Seria, precisamente, com este que voltaria à produção de originais, concluindo com o lançamento de “Desalmadamente” (2019), contando com a ajuda de músicos emergentes, como Benjamim ou Francisca Cortesão, mas também a participação da banda Primeira Dama (com Martim Brito na bateria, António Queiroz no baixo, João Raposo com a guitarra e o sintetizador e Inês Matos na guitarra solo) em concertos seus, que se tornou crucial na revitalização da artista. Daqui, destaque para os temas “Queda Para Voar”, “Hipocampo” e o homónimo do álbum. De igual modo, destaque para colaborações com rappers, como o grupo angolano SSP (“Sempre que o Amor Me Quiser”, de 2000) e a rapper portuense Capicua (Último Mergulho, 2020).

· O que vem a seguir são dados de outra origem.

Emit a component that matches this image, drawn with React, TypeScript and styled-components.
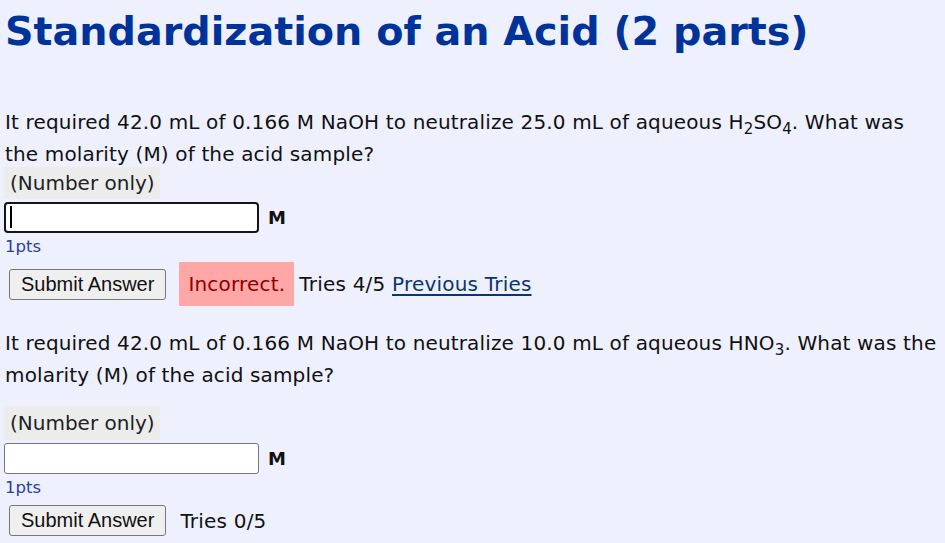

Lena d’Água tornou-se, assim, de uma forma algo imprevista, numa artista intemporal, pertencente a várias gerações. Enquanto os pais vibravam e trauteavam as canções de Lena, por algum tempo, os seus filhos não conheciam senão por ouvir no carro ou em casa com eles. Porém, nesta década de 2010, começaram, também eles, a sentirem-se compatibilizados com a sua música e com a sua energia. Resultado disso foi, também, a sua presença em inúmeros festivais de música portugueses nos últimos anos e as várias colaborações com artistas de nomeada atualmente. Conseguiu, para além de unir os êxitos que havia construído na década de 1980, fazer alguns outros nestes últimos tempos e, assim, fazer uma ponte de arte, daquelas que tão bem ficam na união de um passado que permanece presente e de um presente que ajuda o passado a ser, também ele, futuro.
Este artigo foi editado após algumas notas enviadas pela própria artista.